**JOB:** Reproduce the data exactly and drop any pictures it holds.
— BEGIN INPUT RECORDS —
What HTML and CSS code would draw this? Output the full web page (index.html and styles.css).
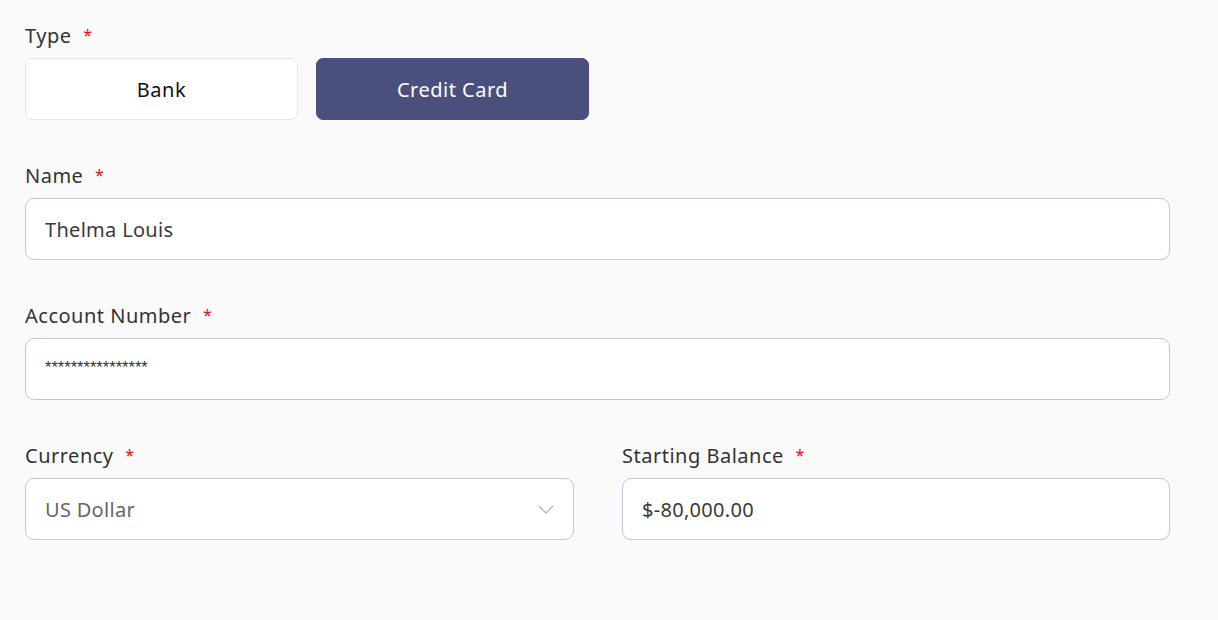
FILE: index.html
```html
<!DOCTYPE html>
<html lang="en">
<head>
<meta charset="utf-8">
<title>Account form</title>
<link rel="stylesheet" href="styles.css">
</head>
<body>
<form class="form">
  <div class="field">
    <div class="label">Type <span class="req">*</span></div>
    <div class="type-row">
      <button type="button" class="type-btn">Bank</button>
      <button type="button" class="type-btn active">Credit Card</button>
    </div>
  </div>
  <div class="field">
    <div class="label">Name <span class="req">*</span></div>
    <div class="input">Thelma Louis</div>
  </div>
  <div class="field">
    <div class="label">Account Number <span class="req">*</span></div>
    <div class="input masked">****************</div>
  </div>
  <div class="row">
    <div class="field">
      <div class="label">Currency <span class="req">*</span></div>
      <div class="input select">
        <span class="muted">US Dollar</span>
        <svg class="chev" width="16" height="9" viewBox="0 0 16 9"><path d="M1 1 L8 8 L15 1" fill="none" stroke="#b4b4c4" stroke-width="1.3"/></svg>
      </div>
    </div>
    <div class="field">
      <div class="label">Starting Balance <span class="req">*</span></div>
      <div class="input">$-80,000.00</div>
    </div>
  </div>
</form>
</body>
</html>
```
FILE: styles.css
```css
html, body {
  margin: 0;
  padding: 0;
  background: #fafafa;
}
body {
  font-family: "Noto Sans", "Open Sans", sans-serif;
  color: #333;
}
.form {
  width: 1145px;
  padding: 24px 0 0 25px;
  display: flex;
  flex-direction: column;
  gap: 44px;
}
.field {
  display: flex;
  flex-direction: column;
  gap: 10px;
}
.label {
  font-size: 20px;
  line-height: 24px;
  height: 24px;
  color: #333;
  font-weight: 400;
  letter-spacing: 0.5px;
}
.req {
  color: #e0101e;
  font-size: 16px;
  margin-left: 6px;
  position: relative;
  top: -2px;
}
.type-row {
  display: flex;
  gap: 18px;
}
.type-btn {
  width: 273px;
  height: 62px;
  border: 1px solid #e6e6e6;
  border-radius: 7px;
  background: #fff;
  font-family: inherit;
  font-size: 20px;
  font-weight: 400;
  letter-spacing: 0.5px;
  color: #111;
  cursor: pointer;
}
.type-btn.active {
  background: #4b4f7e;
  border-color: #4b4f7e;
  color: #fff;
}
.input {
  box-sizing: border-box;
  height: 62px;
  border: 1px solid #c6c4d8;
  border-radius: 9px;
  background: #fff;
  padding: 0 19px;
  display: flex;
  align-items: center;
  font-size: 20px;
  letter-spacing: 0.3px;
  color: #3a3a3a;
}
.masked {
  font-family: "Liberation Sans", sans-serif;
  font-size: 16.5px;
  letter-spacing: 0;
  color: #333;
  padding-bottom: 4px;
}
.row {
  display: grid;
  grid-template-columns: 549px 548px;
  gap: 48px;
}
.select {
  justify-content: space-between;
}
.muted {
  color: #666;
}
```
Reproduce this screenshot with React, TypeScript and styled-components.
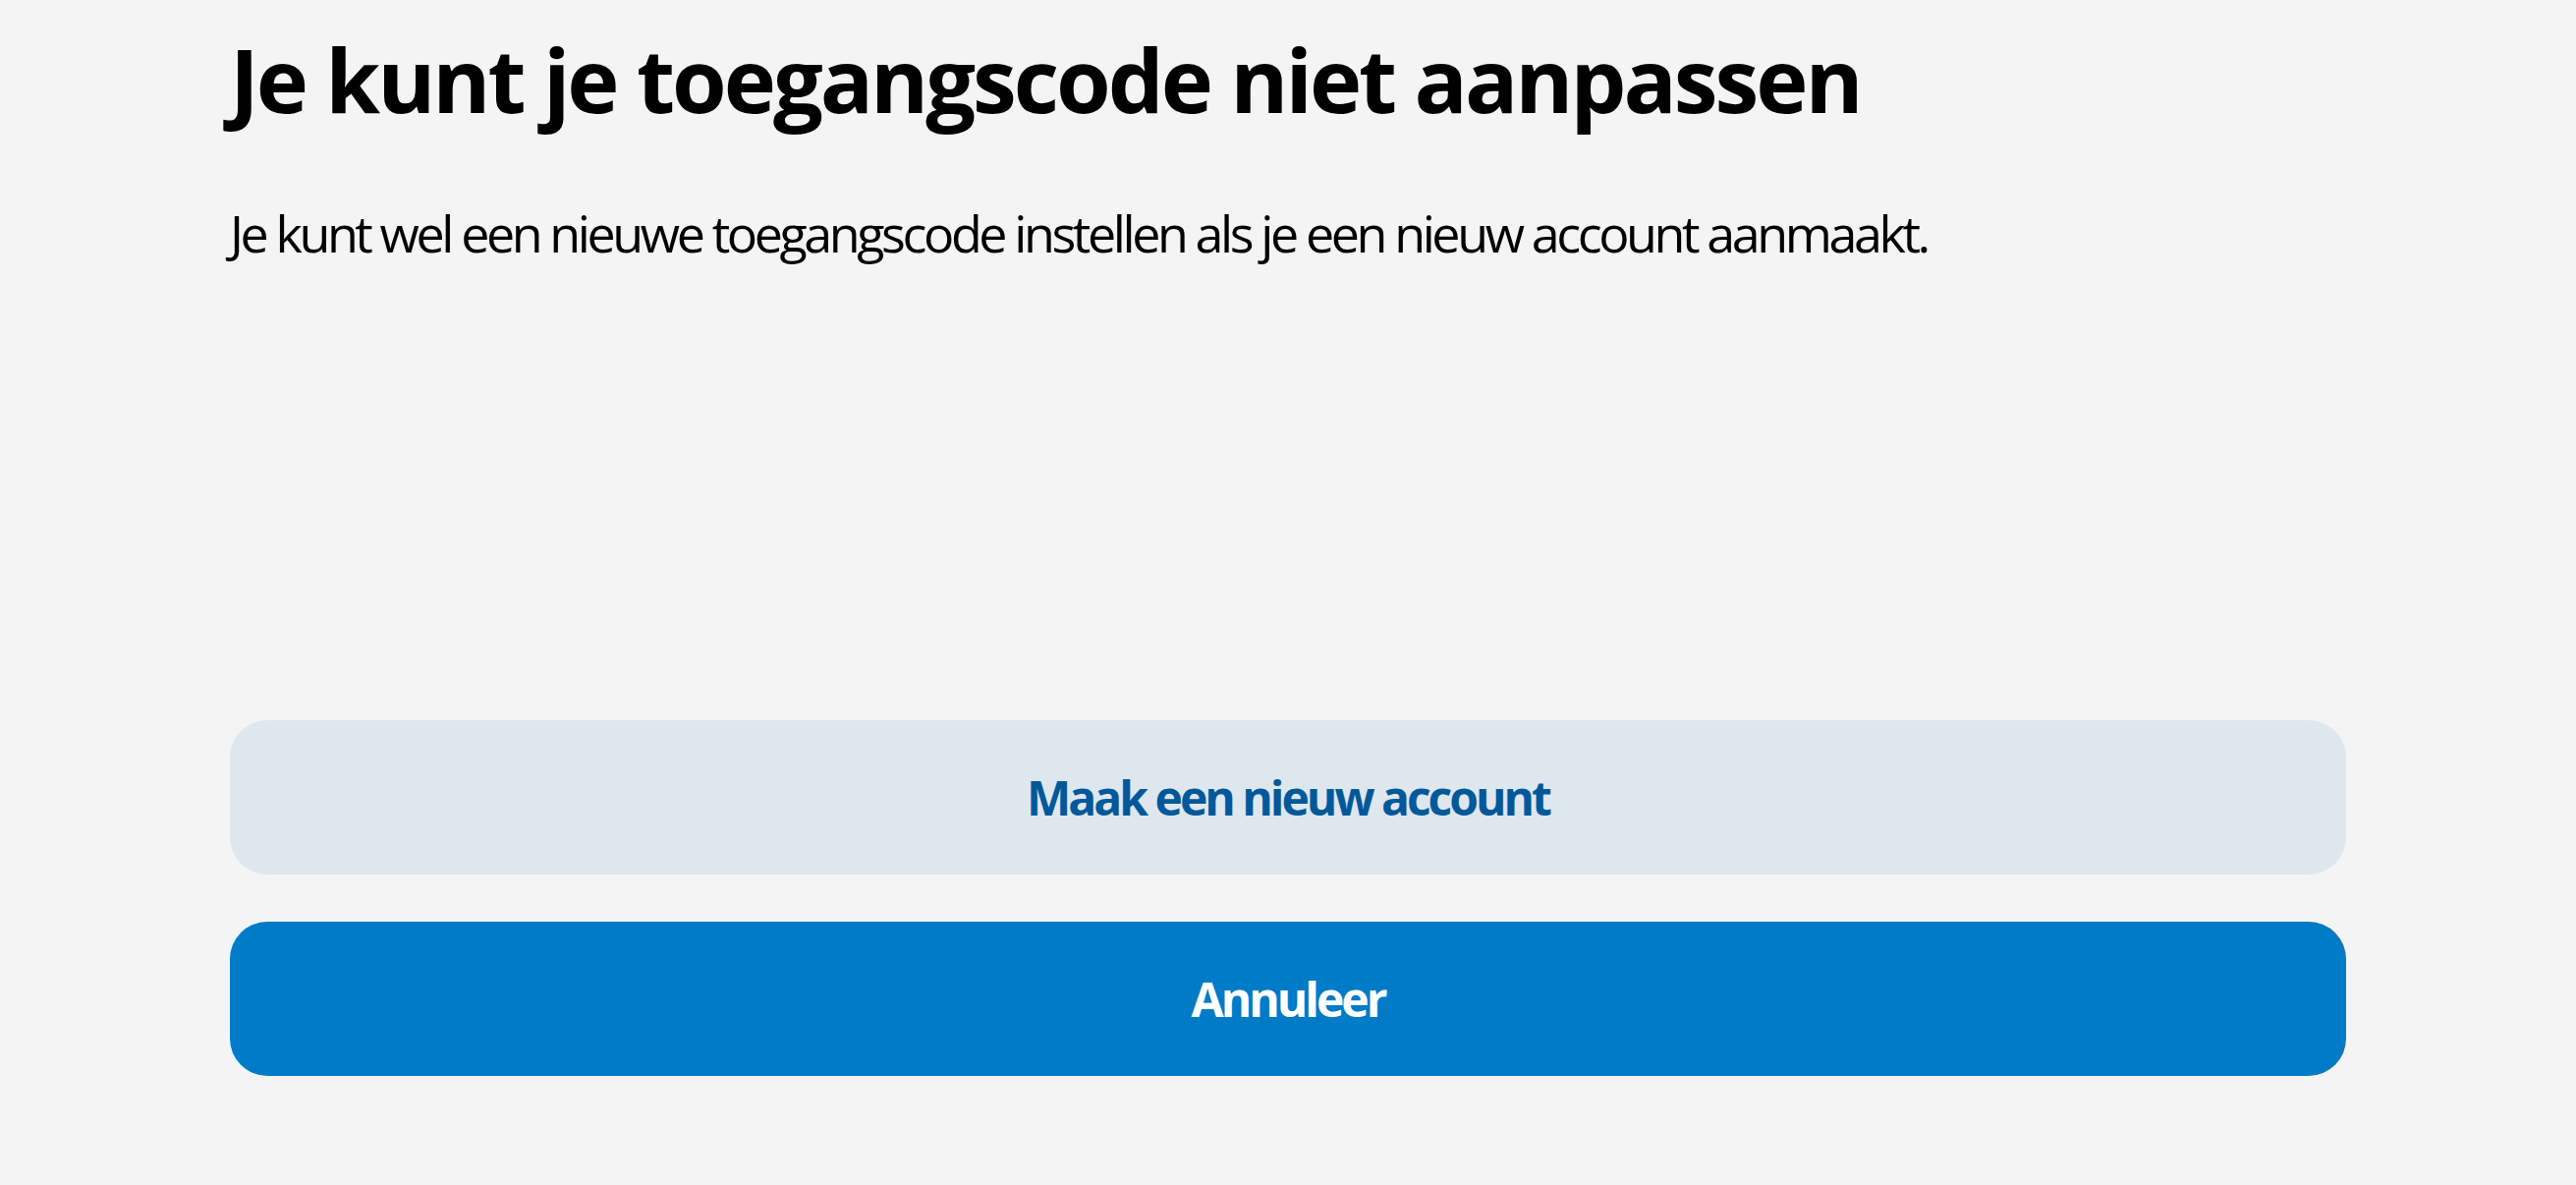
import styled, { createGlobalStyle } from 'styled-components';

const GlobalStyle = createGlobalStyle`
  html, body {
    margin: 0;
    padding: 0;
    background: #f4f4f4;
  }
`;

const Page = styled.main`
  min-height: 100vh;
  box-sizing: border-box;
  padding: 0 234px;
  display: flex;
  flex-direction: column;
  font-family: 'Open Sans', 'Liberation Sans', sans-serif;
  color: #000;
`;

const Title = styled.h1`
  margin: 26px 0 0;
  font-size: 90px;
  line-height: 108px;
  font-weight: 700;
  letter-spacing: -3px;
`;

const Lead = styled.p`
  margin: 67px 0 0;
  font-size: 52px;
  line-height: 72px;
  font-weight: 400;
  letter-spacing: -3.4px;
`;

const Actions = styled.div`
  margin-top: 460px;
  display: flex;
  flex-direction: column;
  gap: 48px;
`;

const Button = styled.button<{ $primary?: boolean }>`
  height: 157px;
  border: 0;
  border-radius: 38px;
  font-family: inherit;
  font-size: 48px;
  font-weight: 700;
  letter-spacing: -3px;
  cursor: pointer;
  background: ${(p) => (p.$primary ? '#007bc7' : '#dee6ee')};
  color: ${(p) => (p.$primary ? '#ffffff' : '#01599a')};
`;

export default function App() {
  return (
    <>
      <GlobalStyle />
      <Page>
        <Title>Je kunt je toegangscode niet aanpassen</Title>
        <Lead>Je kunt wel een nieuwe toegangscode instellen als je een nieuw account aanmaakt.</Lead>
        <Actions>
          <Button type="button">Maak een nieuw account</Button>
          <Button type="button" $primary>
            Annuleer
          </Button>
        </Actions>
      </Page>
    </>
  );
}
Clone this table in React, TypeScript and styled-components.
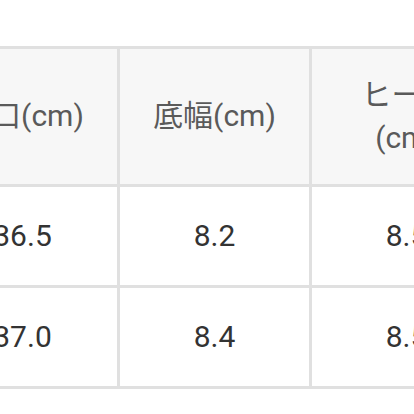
— END INPUT RECORDS —
**FULL OUTPUT:**
What HTML and CSS code would draw this? Output the full web page (index.html and styles.css).
FILE: index.html
```html
<!DOCTYPE html>
<html lang="en">
<head>
<meta charset="utf-8">
<title>Account form</title>
<link rel="stylesheet" href="styles.css">
</head>
<body>
<form class="form">
  <div class="field">
    <div class="label">Type <span class="req">*</span></div>
    <div class="type-row">
      <button type="button" class="type-btn">Bank</button>
      <button type="button" class="type-btn active">Credit Card</button>
    </div>
  </div>
  <div class="field">
    <div class="label">Name <span class="req">*</span></div>
    <div class="input">Thelma Louis</div>
  </div>
  <div class="field">
    <div class="label">Account Number <span class="req">*</span></div>
    <div class="input masked">****************</div>
  </div>
  <div class="row">
    <div class="field">
      <div class="label">Currency <span class="req">*</span></div>
      <div class="input select">
        <span class="muted">US Dollar</span>
        <svg class="chev" width="16" height="9" viewBox="0 0 16 9"><path d="M1 1 L8 8 L15 1" fill="none" stroke="#b4b4c4" stroke-width="1.3"/></svg>
      </div>
    </div>
    <div class="field">
      <div class="label">Starting Balance <span class="req">*</span></div>
      <div class="input">$-80,000.00</div>
    </div>
  </div>
</form>
</body>
</html>
```
FILE: styles.css
```css
html, body {
  margin: 0;
  padding: 0;
  background: #fafafa;
}
body {
  font-family: "Noto Sans", "Open Sans", sans-serif;
  color: #333;
}
.form {
  width: 1145px;
  padding: 24px 0 0 25px;
  display: flex;
  flex-direction: column;
  gap: 44px;
}
.field {
  display: flex;
  flex-direction: column;
  gap: 10px;
}
.label {
  font-size: 20px;
  line-height: 24px;
  height: 24px;
  color: #333;
  font-weight: 400;
  letter-spacing: 0.5px;
}
.req {
  color: #e0101e;
  font-size: 16px;
  margin-left: 6px;
  position: relative;
  top: -2px;
}
.type-row {
  display: flex;
  gap: 18px;
}
.type-btn {
  width: 273px;
  height: 62px;
  border: 1px solid #e6e6e6;
  border-radius: 7px;
  background: #fff;
  font-family: inherit;
  font-size: 20px;
  font-weight: 400;
  letter-spacing: 0.5px;
  color: #111;
  cursor: pointer;
}
.type-btn.active {
  background: #4b4f7e;
  border-color: #4b4f7e;
  color: #fff;
}
.input {
  box-sizing: border-box;
  height: 62px;
  border: 1px solid #c6c4d8;
  border-radius: 9px;
  background: #fff;
  padding: 0 19px;
  display: flex;
  align-items: center;
  font-size: 20px;
  letter-spacing: 0.3px;
  color: #3a3a3a;
}
.masked {
  font-family: "Liberation Sans", sans-serif;
  font-size: 16.5px;
  letter-spacing: 0;
  color: #333;
  padding-bottom: 4px;
}
.row {
  display: grid;
  grid-template-columns: 549px 548px;
  gap: 48px;
}
.select {
  justify-content: space-between;
}
.muted {
  color: #666;
}
```
Reproduce this screenshot with React, TypeScript and styled-components.
import styled, { createGlobalStyle } from 'styled-components';

const GlobalStyle = createGlobalStyle`
  html, body {
    margin: 0;
    padding: 0;
    background: #f4f4f4;
  }
`;

const Page = styled.main`
  min-height: 100vh;
  box-sizing: border-box;
  padding: 0 234px;
  display: flex;
  flex-direction: column;
  font-family: 'Open Sans', 'Liberation Sans', sans-serif;
  color: #000;
`;

const Title = styled.h1`
  margin: 26px 0 0;
  font-size: 90px;
  line-height: 108px;
  font-weight: 700;
  letter-spacing: -3px;
`;

const Lead = styled.p`
  margin: 67px 0 0;
  font-size: 52px;
  line-height: 72px;
  font-weight: 400;
  letter-spacing: -3.4px;
`;

const Actions = styled.div`
  margin-top: 460px;
  display: flex;
  flex-direction: column;
  gap: 48px;
`;

const Button = styled.button<{ $primary?: boolean }>`
  height: 157px;
  border: 0;
  border-radius: 38px;
  font-family: inherit;
  font-size: 48px;
  font-weight: 700;
  letter-spacing: -3px;
  cursor: pointer;
  background: ${(p) => (p.$primary ? '#007bc7' : '#dee6ee')};
  color: ${(p) => (p.$primary ? '#ffffff' : '#01599a')};
`;

export default function App() {
  return (
    <>
      <GlobalStyle />
      <Page>
        <Title>Je kunt je toegangscode niet aanpassen</Title>
        <Lead>Je kunt wel een nieuwe toegangscode instellen als je een nieuw account aanmaakt.</Lead>
        <Actions>
          <Button type="button">Maak een nieuw account</Button>
          <Button type="button" $primary>
            Annuleer
          </Button>
        </Actions>
      </Page>
    </>
  );
}
Clone this table in React, TypeScript and styled-components.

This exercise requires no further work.